Problem description ->
Reproduce nothing but the lines from the one with "Clone this screenshot" through the one with "import React from 'react';", exactly and with both ends. Omit pictures.

Material to process ->
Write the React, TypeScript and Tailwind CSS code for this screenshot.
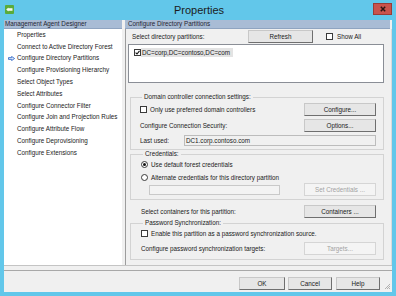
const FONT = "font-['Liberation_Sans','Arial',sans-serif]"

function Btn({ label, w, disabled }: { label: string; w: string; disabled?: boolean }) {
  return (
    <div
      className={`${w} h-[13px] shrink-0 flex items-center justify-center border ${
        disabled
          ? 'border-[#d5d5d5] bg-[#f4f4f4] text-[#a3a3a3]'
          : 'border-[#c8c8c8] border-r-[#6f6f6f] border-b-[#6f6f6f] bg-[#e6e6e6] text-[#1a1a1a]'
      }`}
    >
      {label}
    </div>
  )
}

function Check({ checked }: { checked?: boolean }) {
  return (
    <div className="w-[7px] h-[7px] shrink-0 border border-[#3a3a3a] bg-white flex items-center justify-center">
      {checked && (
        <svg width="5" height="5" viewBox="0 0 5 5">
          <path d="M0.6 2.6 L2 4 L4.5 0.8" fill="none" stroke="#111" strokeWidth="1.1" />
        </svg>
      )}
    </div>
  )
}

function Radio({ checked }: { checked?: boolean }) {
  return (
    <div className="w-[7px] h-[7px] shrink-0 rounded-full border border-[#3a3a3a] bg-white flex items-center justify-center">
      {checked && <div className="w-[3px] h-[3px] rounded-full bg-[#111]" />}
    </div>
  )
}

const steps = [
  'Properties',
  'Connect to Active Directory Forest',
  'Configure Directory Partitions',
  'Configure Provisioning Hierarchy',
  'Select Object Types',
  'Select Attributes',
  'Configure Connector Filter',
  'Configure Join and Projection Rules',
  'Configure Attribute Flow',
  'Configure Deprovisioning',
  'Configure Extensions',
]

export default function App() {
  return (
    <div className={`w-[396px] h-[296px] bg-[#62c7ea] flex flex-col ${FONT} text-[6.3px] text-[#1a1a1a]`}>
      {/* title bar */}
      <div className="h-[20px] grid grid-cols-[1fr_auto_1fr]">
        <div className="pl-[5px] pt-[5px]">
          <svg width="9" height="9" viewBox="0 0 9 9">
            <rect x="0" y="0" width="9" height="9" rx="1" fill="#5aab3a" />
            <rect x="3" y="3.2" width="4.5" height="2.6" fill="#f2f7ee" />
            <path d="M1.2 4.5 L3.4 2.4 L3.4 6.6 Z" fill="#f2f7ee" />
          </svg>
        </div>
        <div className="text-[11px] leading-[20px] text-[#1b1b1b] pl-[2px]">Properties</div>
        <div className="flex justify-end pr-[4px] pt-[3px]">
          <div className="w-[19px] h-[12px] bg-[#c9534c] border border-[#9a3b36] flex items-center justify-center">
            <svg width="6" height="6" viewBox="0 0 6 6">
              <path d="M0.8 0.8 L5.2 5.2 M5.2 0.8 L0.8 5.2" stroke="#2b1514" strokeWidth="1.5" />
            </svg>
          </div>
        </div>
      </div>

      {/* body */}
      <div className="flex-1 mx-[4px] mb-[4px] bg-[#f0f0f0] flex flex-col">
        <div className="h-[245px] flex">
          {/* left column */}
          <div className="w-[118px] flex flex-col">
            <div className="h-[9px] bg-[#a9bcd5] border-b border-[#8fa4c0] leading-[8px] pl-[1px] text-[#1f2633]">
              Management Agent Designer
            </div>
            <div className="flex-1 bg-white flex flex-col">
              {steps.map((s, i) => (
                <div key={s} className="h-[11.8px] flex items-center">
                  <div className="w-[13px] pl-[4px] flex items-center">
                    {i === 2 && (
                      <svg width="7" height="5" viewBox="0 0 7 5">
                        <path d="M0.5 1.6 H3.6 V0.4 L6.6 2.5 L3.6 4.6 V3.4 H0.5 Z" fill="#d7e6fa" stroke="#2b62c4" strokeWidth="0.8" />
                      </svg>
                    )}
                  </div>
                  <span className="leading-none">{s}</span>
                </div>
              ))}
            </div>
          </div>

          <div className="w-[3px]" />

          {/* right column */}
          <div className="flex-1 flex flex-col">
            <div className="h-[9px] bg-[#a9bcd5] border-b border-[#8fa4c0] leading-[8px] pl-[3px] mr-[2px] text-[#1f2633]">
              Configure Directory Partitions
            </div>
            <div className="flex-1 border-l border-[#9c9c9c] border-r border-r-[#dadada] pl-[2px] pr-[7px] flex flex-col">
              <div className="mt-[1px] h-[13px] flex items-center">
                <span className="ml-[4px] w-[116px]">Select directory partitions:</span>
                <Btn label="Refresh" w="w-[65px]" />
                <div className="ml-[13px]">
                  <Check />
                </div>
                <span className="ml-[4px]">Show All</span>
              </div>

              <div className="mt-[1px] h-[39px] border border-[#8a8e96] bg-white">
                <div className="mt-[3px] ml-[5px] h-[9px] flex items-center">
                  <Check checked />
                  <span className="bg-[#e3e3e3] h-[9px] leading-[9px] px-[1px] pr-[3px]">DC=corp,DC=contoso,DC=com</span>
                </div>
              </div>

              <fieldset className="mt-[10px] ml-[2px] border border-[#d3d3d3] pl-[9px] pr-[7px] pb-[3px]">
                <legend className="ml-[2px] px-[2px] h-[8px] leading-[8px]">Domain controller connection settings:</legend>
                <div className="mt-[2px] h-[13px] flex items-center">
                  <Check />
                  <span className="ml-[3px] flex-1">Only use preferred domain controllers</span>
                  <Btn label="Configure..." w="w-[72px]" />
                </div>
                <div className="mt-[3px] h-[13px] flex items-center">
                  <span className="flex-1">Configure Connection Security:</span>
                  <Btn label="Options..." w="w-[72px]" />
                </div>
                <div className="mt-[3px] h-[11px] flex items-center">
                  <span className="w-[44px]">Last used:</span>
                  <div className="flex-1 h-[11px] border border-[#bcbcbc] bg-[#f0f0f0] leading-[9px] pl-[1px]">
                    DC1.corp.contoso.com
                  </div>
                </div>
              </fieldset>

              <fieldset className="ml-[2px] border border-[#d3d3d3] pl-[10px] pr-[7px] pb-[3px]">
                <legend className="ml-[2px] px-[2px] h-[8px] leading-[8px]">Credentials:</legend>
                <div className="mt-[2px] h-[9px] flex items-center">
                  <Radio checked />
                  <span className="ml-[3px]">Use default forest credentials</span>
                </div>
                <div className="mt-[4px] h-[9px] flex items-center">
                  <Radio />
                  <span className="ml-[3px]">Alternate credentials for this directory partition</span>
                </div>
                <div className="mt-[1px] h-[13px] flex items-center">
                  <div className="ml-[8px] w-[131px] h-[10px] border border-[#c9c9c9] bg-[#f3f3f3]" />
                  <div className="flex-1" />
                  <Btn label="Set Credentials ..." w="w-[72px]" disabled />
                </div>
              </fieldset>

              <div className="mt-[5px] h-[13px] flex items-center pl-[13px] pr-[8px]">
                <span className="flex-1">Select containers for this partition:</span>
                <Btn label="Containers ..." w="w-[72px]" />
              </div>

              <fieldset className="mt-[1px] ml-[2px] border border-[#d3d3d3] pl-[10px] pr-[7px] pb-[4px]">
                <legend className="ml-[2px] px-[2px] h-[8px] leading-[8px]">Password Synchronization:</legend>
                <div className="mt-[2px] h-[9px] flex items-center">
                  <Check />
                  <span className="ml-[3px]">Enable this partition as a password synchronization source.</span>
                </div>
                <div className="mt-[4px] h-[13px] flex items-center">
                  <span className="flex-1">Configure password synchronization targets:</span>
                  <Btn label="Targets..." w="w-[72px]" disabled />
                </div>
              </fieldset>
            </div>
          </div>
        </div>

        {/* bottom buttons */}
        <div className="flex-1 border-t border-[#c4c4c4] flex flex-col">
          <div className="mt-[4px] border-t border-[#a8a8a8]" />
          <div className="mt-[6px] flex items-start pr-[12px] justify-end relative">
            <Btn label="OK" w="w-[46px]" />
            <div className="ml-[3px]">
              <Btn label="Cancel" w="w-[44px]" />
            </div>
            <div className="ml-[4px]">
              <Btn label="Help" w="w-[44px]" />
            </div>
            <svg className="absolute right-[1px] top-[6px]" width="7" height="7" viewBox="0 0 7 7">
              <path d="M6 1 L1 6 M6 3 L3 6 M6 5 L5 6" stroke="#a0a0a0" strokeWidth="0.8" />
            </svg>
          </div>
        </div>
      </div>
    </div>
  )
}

...

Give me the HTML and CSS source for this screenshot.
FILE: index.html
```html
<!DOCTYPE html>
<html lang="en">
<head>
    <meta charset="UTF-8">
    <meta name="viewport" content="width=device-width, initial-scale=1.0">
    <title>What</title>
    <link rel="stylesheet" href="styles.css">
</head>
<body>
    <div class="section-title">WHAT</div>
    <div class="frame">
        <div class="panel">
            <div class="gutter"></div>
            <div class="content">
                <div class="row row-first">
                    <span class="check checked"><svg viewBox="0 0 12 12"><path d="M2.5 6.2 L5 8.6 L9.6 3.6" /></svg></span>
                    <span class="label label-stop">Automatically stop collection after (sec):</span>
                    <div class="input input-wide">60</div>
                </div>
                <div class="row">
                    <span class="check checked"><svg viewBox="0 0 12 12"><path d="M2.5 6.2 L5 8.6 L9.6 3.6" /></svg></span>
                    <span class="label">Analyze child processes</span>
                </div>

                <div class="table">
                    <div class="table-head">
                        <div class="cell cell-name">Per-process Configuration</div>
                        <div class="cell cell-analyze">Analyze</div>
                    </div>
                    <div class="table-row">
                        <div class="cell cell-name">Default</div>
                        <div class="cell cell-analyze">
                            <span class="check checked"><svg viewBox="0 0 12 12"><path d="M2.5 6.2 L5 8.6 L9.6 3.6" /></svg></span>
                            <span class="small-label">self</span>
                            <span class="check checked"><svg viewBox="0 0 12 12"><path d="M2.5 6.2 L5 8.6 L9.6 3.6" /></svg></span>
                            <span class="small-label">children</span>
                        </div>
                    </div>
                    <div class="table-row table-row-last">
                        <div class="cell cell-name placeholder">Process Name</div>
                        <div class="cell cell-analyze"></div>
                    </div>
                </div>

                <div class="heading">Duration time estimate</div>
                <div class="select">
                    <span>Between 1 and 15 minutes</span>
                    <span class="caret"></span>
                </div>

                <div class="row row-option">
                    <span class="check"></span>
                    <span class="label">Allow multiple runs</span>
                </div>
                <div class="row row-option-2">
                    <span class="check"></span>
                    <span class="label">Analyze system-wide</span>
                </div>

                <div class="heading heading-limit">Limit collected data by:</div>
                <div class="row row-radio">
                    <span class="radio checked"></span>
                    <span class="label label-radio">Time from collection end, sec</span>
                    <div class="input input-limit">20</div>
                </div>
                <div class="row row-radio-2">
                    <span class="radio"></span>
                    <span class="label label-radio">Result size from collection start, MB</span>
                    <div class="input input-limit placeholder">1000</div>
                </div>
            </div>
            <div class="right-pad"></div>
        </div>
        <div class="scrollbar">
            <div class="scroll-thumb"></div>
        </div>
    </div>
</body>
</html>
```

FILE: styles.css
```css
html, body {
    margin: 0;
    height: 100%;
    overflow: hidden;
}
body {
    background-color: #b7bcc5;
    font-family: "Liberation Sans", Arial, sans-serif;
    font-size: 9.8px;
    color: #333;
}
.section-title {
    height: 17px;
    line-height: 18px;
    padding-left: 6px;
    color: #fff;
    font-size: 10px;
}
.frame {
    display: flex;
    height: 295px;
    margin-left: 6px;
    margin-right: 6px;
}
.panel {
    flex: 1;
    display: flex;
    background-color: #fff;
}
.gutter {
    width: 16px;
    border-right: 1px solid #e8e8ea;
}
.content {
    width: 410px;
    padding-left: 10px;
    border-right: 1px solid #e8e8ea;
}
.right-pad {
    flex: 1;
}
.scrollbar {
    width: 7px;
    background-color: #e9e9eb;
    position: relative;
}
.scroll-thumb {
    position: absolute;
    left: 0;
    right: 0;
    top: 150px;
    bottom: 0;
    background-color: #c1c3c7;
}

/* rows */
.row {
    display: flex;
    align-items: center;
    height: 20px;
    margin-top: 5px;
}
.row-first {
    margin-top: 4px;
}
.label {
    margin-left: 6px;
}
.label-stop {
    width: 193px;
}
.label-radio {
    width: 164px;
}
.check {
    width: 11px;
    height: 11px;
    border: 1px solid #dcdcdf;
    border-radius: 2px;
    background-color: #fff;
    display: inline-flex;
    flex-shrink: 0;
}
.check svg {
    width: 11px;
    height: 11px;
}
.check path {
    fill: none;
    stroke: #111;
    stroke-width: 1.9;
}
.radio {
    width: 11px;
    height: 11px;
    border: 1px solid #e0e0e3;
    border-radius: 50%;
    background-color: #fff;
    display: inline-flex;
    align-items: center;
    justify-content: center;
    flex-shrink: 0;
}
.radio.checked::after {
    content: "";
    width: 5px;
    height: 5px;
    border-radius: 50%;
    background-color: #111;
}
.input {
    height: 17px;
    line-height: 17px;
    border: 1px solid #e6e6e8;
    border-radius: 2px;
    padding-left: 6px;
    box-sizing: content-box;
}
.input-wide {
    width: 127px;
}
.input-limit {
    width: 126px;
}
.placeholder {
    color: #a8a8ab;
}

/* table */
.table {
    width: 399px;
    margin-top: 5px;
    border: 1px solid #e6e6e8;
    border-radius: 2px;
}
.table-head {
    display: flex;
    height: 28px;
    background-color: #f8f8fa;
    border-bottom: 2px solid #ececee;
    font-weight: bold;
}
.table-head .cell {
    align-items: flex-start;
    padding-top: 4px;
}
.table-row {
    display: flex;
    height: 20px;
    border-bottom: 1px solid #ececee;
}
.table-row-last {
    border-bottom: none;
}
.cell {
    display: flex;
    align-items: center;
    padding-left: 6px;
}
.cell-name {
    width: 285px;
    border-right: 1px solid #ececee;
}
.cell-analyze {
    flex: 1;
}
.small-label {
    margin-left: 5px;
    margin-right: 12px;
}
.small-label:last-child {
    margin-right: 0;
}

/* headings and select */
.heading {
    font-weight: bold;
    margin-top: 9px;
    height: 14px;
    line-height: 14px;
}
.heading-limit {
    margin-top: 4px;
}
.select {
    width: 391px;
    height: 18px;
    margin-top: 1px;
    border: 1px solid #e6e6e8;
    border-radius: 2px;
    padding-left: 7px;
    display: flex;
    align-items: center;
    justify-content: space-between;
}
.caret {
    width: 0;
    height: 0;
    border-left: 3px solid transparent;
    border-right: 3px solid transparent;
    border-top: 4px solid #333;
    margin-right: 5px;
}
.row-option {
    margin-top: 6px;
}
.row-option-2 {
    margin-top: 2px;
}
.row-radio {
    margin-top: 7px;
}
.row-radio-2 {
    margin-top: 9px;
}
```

==

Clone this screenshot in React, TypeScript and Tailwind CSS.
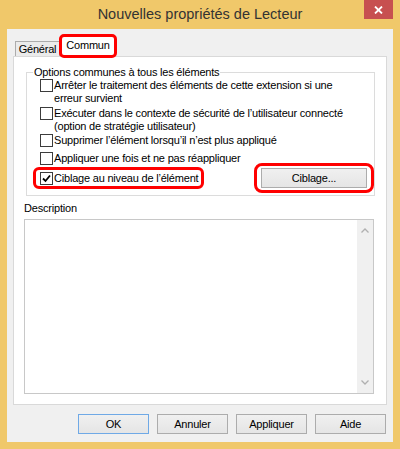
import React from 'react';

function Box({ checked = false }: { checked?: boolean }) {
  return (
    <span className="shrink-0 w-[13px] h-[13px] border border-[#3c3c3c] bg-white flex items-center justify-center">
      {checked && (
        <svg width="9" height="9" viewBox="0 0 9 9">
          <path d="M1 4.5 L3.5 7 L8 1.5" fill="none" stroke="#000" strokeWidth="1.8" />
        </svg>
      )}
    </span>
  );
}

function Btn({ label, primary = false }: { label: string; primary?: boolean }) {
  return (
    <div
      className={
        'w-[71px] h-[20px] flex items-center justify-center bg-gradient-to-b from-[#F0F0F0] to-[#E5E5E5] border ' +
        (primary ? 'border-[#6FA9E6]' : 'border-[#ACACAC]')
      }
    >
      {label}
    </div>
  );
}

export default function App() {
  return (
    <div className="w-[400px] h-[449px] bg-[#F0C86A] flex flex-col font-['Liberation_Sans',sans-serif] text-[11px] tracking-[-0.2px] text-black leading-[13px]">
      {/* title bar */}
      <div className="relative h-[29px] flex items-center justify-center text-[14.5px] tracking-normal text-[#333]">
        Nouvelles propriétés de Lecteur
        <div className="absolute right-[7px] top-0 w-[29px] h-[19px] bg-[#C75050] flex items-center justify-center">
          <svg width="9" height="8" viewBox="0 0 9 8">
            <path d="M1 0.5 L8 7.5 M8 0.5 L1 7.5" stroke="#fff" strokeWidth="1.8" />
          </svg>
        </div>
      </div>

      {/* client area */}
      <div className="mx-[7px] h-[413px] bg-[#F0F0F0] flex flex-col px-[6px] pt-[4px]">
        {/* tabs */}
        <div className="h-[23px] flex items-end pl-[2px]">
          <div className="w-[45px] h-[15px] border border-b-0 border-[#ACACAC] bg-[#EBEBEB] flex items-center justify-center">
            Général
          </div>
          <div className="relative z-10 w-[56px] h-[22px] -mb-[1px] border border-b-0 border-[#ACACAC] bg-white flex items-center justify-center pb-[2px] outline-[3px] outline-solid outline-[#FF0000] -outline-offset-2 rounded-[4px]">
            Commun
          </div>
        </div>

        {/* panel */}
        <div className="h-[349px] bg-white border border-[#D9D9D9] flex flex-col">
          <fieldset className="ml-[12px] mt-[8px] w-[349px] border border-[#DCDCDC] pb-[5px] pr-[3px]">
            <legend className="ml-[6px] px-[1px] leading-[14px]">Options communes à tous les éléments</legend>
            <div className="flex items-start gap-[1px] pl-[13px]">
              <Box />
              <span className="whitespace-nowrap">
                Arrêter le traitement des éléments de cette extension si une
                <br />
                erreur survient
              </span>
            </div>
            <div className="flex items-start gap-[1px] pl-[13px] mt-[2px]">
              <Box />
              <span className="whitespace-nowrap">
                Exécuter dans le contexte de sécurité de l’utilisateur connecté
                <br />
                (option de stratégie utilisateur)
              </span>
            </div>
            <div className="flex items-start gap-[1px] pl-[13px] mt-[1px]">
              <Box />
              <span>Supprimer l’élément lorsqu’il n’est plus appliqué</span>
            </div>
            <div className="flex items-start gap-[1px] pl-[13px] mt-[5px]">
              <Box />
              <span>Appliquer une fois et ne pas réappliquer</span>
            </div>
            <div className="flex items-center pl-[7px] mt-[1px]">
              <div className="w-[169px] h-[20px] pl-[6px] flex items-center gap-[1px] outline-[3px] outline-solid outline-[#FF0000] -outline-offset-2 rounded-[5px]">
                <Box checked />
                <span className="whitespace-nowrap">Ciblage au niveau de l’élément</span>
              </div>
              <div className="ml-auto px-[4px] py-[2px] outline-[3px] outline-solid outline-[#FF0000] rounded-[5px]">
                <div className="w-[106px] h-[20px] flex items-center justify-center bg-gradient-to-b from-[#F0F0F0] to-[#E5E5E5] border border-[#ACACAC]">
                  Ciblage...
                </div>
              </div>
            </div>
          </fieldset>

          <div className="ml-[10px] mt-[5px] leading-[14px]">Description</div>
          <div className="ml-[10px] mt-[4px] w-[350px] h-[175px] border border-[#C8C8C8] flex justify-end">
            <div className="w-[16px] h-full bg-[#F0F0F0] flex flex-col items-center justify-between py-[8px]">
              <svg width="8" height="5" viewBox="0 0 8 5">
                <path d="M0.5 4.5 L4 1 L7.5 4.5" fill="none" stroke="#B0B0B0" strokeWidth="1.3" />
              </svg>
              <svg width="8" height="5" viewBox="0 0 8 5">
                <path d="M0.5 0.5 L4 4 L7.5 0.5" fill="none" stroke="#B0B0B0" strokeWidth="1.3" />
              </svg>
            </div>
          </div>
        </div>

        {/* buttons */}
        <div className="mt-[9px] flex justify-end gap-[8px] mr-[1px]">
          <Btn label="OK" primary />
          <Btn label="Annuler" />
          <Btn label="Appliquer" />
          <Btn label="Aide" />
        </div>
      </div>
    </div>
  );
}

Result ->
Clone this screenshot in React, TypeScript and Tailwind CSS.
import React from 'react';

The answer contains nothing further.